- [Challenge]: Give again, exactly as written, the lines of the records below from the line with "Emit a component" to the line with "flex h-[15px] items-start". Both end lines count; pictures do not.

[Interface markup and scripts]
-----

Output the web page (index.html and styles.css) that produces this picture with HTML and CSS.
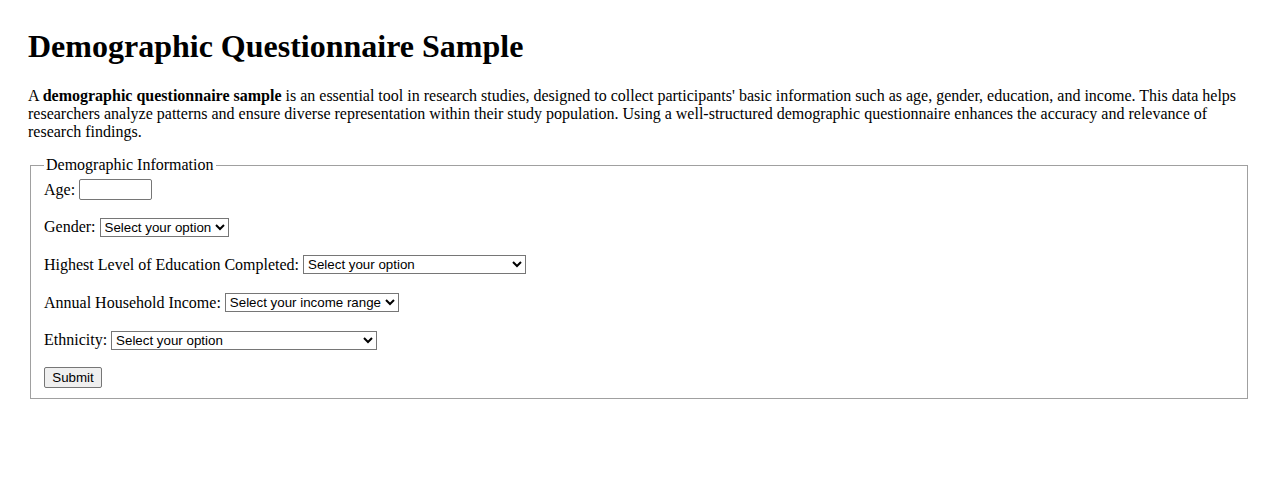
FILE: index.html
```html
<!DOCTYPE html>
<html lang="en">
<head>
<meta charset="utf-8">
<title>Demographic Questionnaire Sample</title>
<link rel="stylesheet" href="styles.css">
</head>
<body>
<h1 class="title">Demographic Questionnaire Sample</h1>
<p class="intro">A <strong>demographic questionnaire sample</strong> is an essential tool in research studies, designed to collect participants' basic information such as age, gender, education, and income. This data helps researchers analyze patterns and ensure diverse representation within their study population. Using a well-structured demographic questionnaire enhances the accuracy and relevance of research findings.</p>
<form class="form">
  <fieldset class="box">
    <legend class="legend">Demographic Information</legend>
    <div class="row">
      <label for="age">Age:</label>
      <input type="text" id="age" class="age">
    </div>
    <div class="row">
      <label for="gender">Gender:</label>
      <select id="gender" class="sel sel-gender">
        <option>Select your option</option>
      </select>
    </div>
    <div class="row">
      <label for="edu">Highest Level of Education Completed:</label>
      <select id="edu" class="sel sel-edu">
        <option>Select your option</option>
      </select>
    </div>
    <div class="row">
      <label for="income">Annual Household Income:</label>
      <select id="income" class="sel sel-income">
        <option>Select your income range</option>
      </select>
    </div>
    <div class="row">
      <label for="eth">Ethnicity:</label>
      <select id="eth" class="sel sel-eth">
        <option>Select your option</option>
      </select>
    </div>
    <div class="row row-last">
      <button type="submit" class="btn">Submit</button>
    </div>
  </fieldset>
</form>
</body>
</html>
```
FILE: styles.css
```css
html, body {
  background: #fff;
}
body {
  margin: 0;
  padding: 28px 28px 20px 28px;
  font-family: "Liberation Serif", "Times New Roman", serif;
  font-size: 16px;
  color: #000;
}
.title {
  font-size: 32px;
  font-weight: bold;
  margin: 0 0 22px 0;
  line-height: 37px;
}
.intro {
  margin: 0 0 15px 0;
  line-height: normal;
}
.form {
  margin: 0;
}
.box {
  margin: 0 2px;
  padding: 5px 12px 10px 13px;
  border: 1px solid #a0a0a0;
}
.legend {
  padding: 0 2px;
}
.row {
  display: flex;
  align-items: center;
  gap: 4px;
  height: 21px;
  margin-bottom: 16.7px;
}
.row-last {
  margin-bottom: 0;
}
.age {
  width: 73px;
  height: 21px;
  box-sizing: border-box;
  border: 1px solid #767676;
  border-radius: 2px;
  padding: 1px 2px;
  font-family: "Liberation Sans", Arial, sans-serif;
  font-size: 13.333px;
}
.sel {
  height: 19px;
  box-sizing: border-box;
  border: 1px solid #767676;
  border-radius: 0;
  font-family: "Liberation Sans", Arial, sans-serif;
  font-size: 13.333px;
  background: #fff;
  color: #000;
}
.sel-gender { width: 129px; }
.sel-edu { width: 223px; }
.sel-income { width: 174px; }
.sel-eth { width: 266px; }
.btn {
  width: 58px;
  height: 21px;
  box-sizing: border-box;
  border: 1px solid #767676;
  border-radius: 2px;
  background: #efefef;
  font-family: "Liberation Sans", Arial, sans-serif;
  font-size: 13.333px;
  padding: 0;
  color: #000;
}
```
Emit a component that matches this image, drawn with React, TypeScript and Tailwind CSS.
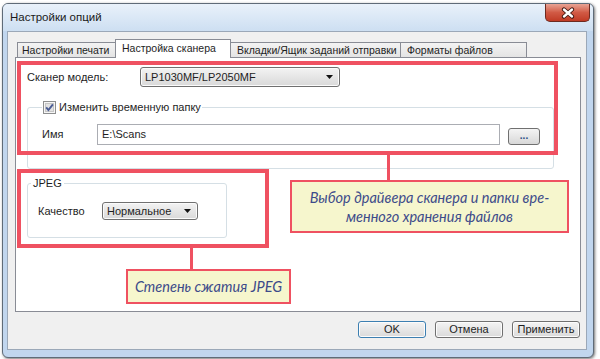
import React from "react";

function Arrow() {
  return (
    <svg width="7" height="4" viewBox="0 0 7 4">
      <path d="M0 0h7L3.5 4z" fill="#111" />
    </svg>
  );
}

function Combo({ value, className }: { value: string; className: string }) {
  return (
    <div
      className={`flex items-center justify-between rounded-[3px] border border-[#707070] bg-linear-to-b from-[#f3f3f3] to-[#d9d9d9] pl-[4px] pr-[6px] shadow-[inset_0_0_0_1px_#fbfbfb] ${className}`}
    >
      <span>{value}</span>
      <Arrow />
    </div>
  );
}

function CheckBox() {
  return (
    <svg width="13" height="13" viewBox="0 0 13 13">
      <rect x="0.5" y="0.5" width="12" height="12" fill="#f6f6f6" stroke="#8e8f8f" />
      <rect x="2.5" y="2.5" width="8" height="8" fill="#e2e2e2" stroke="#c6c6c6" />
      <path d="M3.2 6.4 L5.4 9 L9.9 3.4" fill="none" stroke="#4a5c94" strokeWidth="1.9" />
    </svg>
  );
}

function Button({ label, def }: { label: string; def?: boolean }) {
  return (
    <div
      className={`flex h-[17px] w-[68px] items-center justify-center rounded-[3px] border bg-linear-to-b from-[#f4f4f4] to-[#dadada] shadow-[inset_0_0_0_1px_#fcfcfc] ${
        def ? "border-[#3c7fb1]" : "border-[#707070]"
      }`}
    >
      {label}
    </div>
  );
}

const tabBase =
  "-ml-px flex h-[15px] items-start overflow-hidden whitespace-nowrap border border-b-0 border-[#898c95] bg-linear-to-b from-[#f3f3f3] to-[#e4e4e4] pt-[1px] text-[10.5px] leading-[13px]";

export default function App() {
  return (
    <div className="relative h-[359px] w-[600px] overflow-hidden bg-white pl-[2px] pt-[3px] font-['Liberation_Sans',Arial,sans-serif] text-[11px] text-[#1e1e1e]">
      {/* window */}
      <div className="flex h-[355px] w-[592px] flex-col rounded-[6px] border border-[#5f6b78] bg-[#c1d6ee] shadow-[1px_1px_3px_rgba(0,0,0,0.55)]">
        <div className="flex h-[27px] justify-between rounded-t-[5px] bg-linear-to-b from-[#e9f1fa] to-[#cddff2]">
          <span className="pl-[7px] pt-[6px] text-[11.5px] leading-[14px] text-[#1a1a1a]">
            Настройки опций
          </span>
          <div className="mr-[3px] flex h-[18px] w-[45px] items-center justify-center rounded-b-[5px] border border-t-0 border-[#6d2a20] bg-linear-to-b from-[#e8a394] via-[#d15a45] to-[#c03a24]">
            <svg width="14" height="12" viewBox="0 0 14 12">
              <path d="M3 2.5 L11 9.5 M11 2.5 L3 9.5" stroke="#3c1610" strokeWidth="4.2" strokeLinecap="round" />
              <path d="M3 2.5 L11 9.5 M11 2.5 L3 9.5" stroke="#fff" strokeWidth="2.4" strokeLinecap="round" />
            </svg>
          </div>
        </div>

        {/* client */}
        <div className="ml-[4px] flex h-[319px] w-[580px] flex-col border border-[#9ba8b8] bg-[#f0f0f0] pl-[7px] pr-[5px] pt-[7px]">
          <div className="ml-[2px] flex h-[18px] items-end">
            <div className={`${tabBase} ml-0 w-[99px] pl-[4px]`}>Настройки печати</div>
            <div className="relative z-10 -mb-px -ml-px h-[19px] w-[116px] whitespace-nowrap border border-b-0 border-[#898c95] bg-white pl-[6px] pt-[2px] text-[10.5px] leading-[13px]">
              Настройка сканера
            </div>
            <div className={`${tabBase} w-[171px] pl-[6px]`}>Вкладки/Ящик заданий отправки</div>
            <div className={`${tabBase} w-[127px] pl-[6px]`}>Форматы файлов</div>
          </div>

          <div className="flex h-[255px] w-[566px] flex-col border border-[#898c95] bg-white">
            <div className="ml-[11px] mt-[9px] flex h-[20px] items-center">
              <span className="w-[113px]">Сканер модель:</span>
              <Combo value="LP1030MF/LP2050MF" className="h-[20px] w-[200px]" />
            </div>

            <fieldset className="ml-[11px] mt-[13px] w-[527px] rounded-[3px] border border-[#d5dfe5]">
              <legend className="ml-[14px] flex h-[14px] items-center gap-[3px] px-[1px]">
                <CheckBox />
                <span>Изменить временную папку</span>
              </legend>
              <div className="flex h-[41px] items-start pl-[14px] pt-[10px]">
                <span className="flex h-[21px] w-[55px] items-center">Имя</span>
                <div className="flex h-[21px] w-[403px] items-center border border-[#abadb3] bg-white pl-[4px]">
                  E:\Scans
                </div>
                <div className="ml-[8px] mt-[4px] flex h-[17px] w-[32px] items-center justify-center rounded-[3px] border border-[#707070] bg-linear-to-b from-[#f4f4f4] to-[#d8d8d8] pb-[3px] text-[10px] font-bold text-[#2b4f85]">
                  ...
                </div>
              </div>
              <div className="h-[13px]" />
            </fieldset>

            <fieldset className="ml-[11px] mt-[7px] w-[200px] rounded-[3px] border border-[#d5dfe5]">
              <legend className="ml-[3px] flex h-[14px] items-center px-[2px]">JPEG</legend>
              <div className="flex items-center pb-[17px] pl-[10px] pt-[12px]">
                <span className="w-[64px]">Качество</span>
                <Combo value="Нормальное" className="h-[18px] w-[96px]" />
              </div>
            </fieldset>
          </div>

          <div className="mt-[9px] flex justify-end gap-[9px] pr-[1px]">
            <Button label="OK" def />
            <Button label="Отмена" />
            <Button label="Применить" />
          </div>
        </div>
      </div>

      {/* annotations */}
      <div className="absolute left-[17px] top-[61px] h-[94px] w-[541px] border-[4px] border-[#ef5161]" />
      <div className="absolute left-[387px] top-[155px] h-[25px] w-[3px] bg-[#ef5161]" />
      <div className="absolute left-[290px] top-[180px] flex h-[53px] w-[279px] flex-col items-center justify-center border-2 border-[#ef5161] bg-[#f6f6cd] font-['Lato',sans-serif] text-[14.5px] italic leading-[19px] text-[#3d4b8a]">
        <span>Выбор драйвера сканера и папки вре-</span>
        <span>менного хранения файлов</span>
      </div>

      <div className="absolute left-[17px] top-[169px] h-[79px] w-[252px] border-[4px] border-[#ef5161]" />
      <div className="absolute left-[190px] top-[248px] h-[21px] w-[3px] bg-[#ef5161]" />
      <div className="absolute left-[126px] top-[269px] flex h-[35px] w-[165px] items-center justify-center border-2 border-[#ef5161] bg-[#f6f6cd] font-['Lato',sans-serif] text-[14.5px] italic text-[#3d4b8a]">
        Степень сжатия JPEG
      </div>
    </div>
  );
}
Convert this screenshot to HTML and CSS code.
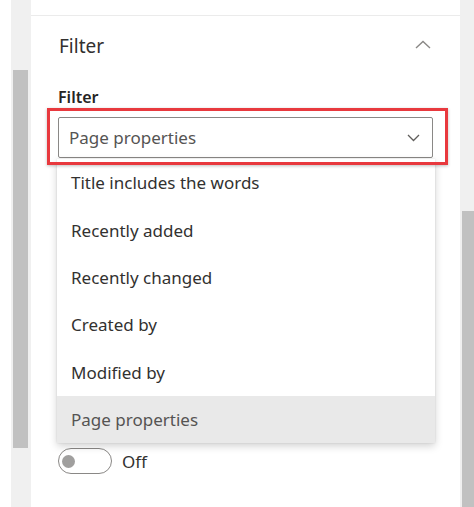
FILE: index.html
```html
<!DOCTYPE html>
<html lang="en">
<head>
<meta charset="utf-8">
<title>Filter</title>
<link rel="stylesheet" href="styles.css">
</head>
<body>
<div class="page">
  <div class="left-gutter">
    <div class="left-track"><div class="left-thumb"></div></div>
  </div>
  <div class="panel">
    <div class="top-line"></div>
    <div class="section">
      <div class="section-header">
        <span class="section-title">Filter</span>
        <svg class="chev-up" width="16" height="9" viewBox="0 0 16 9"><path d="M1 8 L8 1.5 L15 8" fill="none" stroke="#8a8886" stroke-width="1.4"/></svg>
      </div>
      <div class="field-label">Filter</div>
      <div class="field">
        <div class="dropdown">
          <span class="dropdown-value">Page properties</span>
          <svg class="chev-down" width="13" height="8" viewBox="0 0 13 8"><path d="M1 1 L6.5 6.5 L12 1" fill="none" stroke="#605e5c" stroke-width="1.3"/></svg>
        </div>
        <div class="menu">
          <div class="menu-item">Title includes the words</div>
          <div class="menu-item">Recently added</div>
          <div class="menu-item">Recently changed</div>
          <div class="menu-item">Created by</div>
          <div class="menu-item">Modified by</div>
          <div class="menu-item selected">Page properties</div>
        </div>
        <div class="highlight-box"></div>
      </div>
      <div class="toggle-row">
        <div class="toggle"><div class="knob"></div></div>
        <span class="toggle-text">Off</span>
      </div>
    </div>
  </div>
  <div class="right-gutter"><div class="right-thumb"></div></div>
</div>
</body>
</html>
```
FILE: styles.css
```css
html, body {
  margin: 0;
  padding: 0;
  background: #ffffff;
}
body {
  font-family: "Noto Sans", "Open Sans", sans-serif;
  color: #323130;
}
.page {
  display: flex;
  width: 474px;
  height: 507px;
  overflow: hidden;
}
.left-gutter {
  width: 20px;
  margin-left: 11px;
  background: #f0f0f0;
  flex-shrink: 0;
}
.left-track {
  padding-top: 70px;
  padding-left: 2px;
  padding-right: 3px;
}
.left-thumb {
  height: 378px;
  background: #c1c1c1;
}
.panel {
  flex: 1;
  background: #ffffff;
  min-width: 0;
}
.top-line {
  height: 15px;
  border-bottom: 1px solid #ebebeb;
}
.section {
  padding-left: 27px;
  padding-right: 27px;
}
.section-header {
  display: flex;
  align-items: center;
  justify-content: space-between;
  height: 60px;
  padding-left: 1px;
}
.section-title {
  font-size: 19px;
  line-height: 24px;
}
.chev-up {
  margin-right: 2px;
  margin-top: -4px;
}
.field-label {
  margin-top: 11px;
  font-size: 16px;
  font-weight: 600;
  line-height: 20px;
  color: #252423;
}
.field {
  position: relative;
  margin-top: 10px;
}
.dropdown {
  box-sizing: border-box;
  width: 375px;
  height: 41px;
  border: 1px solid #8a8886;
  border-radius: 2px;
  display: flex;
  align-items: center;
  justify-content: space-between;
  padding-left: 10px;
  padding-right: 12px;
}
.dropdown-value {
  font-size: 17px;
  color: #555453;
}
.menu {
  width: 378px;
  margin-left: -1px;
  margin-top: 1px;
  background: #ffffff;
  box-shadow: 0 3px 8px rgba(0, 0, 0, 0.18), 0 0 2px rgba(0, 0, 0, 0.1);
}
.menu-item {
  height: 47.4px;
  display: flex;
  align-items: center;
  padding-left: 14px;
  font-size: 17px;
  color: #323130;
}
.menu-item.selected {
  background: #e9e9e9;
  color: #555453;
}
.highlight-box {
  position: absolute;
  left: -11px;
  top: -9px;
  width: 401px;
  height: 57px;
  box-sizing: border-box;
  border: 3px solid #e8393e;
  box-shadow: 0 1px 3px rgba(0, 0, 0, 0.25);
}
.toggle-row {
  display: flex;
  align-items: center;
  margin-top: 5px;
}
.toggle {
  box-sizing: border-box;
  width: 54px;
  height: 26px;
  border: 1.5px solid #8a8886;
  border-radius: 13px;
  display: flex;
  align-items: center;
  padding-left: 3px;
}
.knob {
  width: 13px;
  height: 13px;
  border-radius: 50%;
  background: #a09f9e;
}
.toggle-text {
  margin-left: 10px;
  font-size: 17px;
  color: #323130;
}
.right-gutter {
  width: 14px;
  background: #f0f0f0;
  flex-shrink: 0;
  padding-top: 211px;
  box-sizing: border-box;
}
.right-thumb {
  margin-left: 2px;
  height: 296px;
  background: #c1c1c1;
}
```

-----

- [Task solution]:
Emit a component that matches this image, drawn with React, TypeScript and Tailwind CSS.
import React from "react";

function Arrow() {
  return (
    <svg width="7" height="4" viewBox="0 0 7 4">
      <path d="M0 0h7L3.5 4z" fill="#111" />
    </svg>
  );
}

function Combo({ value, className }: { value: string; className: string }) {
  return (
    <div
      className={`flex items-center justify-between rounded-[3px] border border-[#707070] bg-linear-to-b from-[#f3f3f3] to-[#d9d9d9] pl-[4px] pr-[6px] shadow-[inset_0_0_0_1px_#fbfbfb] ${className}`}
    >
      <span>{value}</span>
      <Arrow />
    </div>
  );
}

function CheckBox() {
  return (
    <svg width="13" height="13" viewBox="0 0 13 13">
      <rect x="0.5" y="0.5" width="12" height="12" fill="#f6f6f6" stroke="#8e8f8f" />
      <rect x="2.5" y="2.5" width="8" height="8" fill="#e2e2e2" stroke="#c6c6c6" />
      <path d="M3.2 6.4 L5.4 9 L9.9 3.4" fill="none" stroke="#4a5c94" strokeWidth="1.9" />
    </svg>
  );
}

function Button({ label, def }: { label: string; def?: boolean }) {
  return (
    <div
      className={`flex h-[17px] w-[68px] items-center justify-center rounded-[3px] border bg-linear-to-b from-[#f4f4f4] to-[#dadada] shadow-[inset_0_0_0_1px_#fcfcfc] ${
        def ? "border-[#3c7fb1]" : "border-[#707070]"
      }`}
    >
      {label}
    </div>
  );
}

const tabBase =
  "-ml-px flex h-[15px] items-start overflow-hidden whitespace-nowrap border border-b-0 border-[#898c95] bg-linear-to-b from-[#f3f3f3] to-[#e4e4e4] pt-[1px] text-[10.5px] leading-[13px]";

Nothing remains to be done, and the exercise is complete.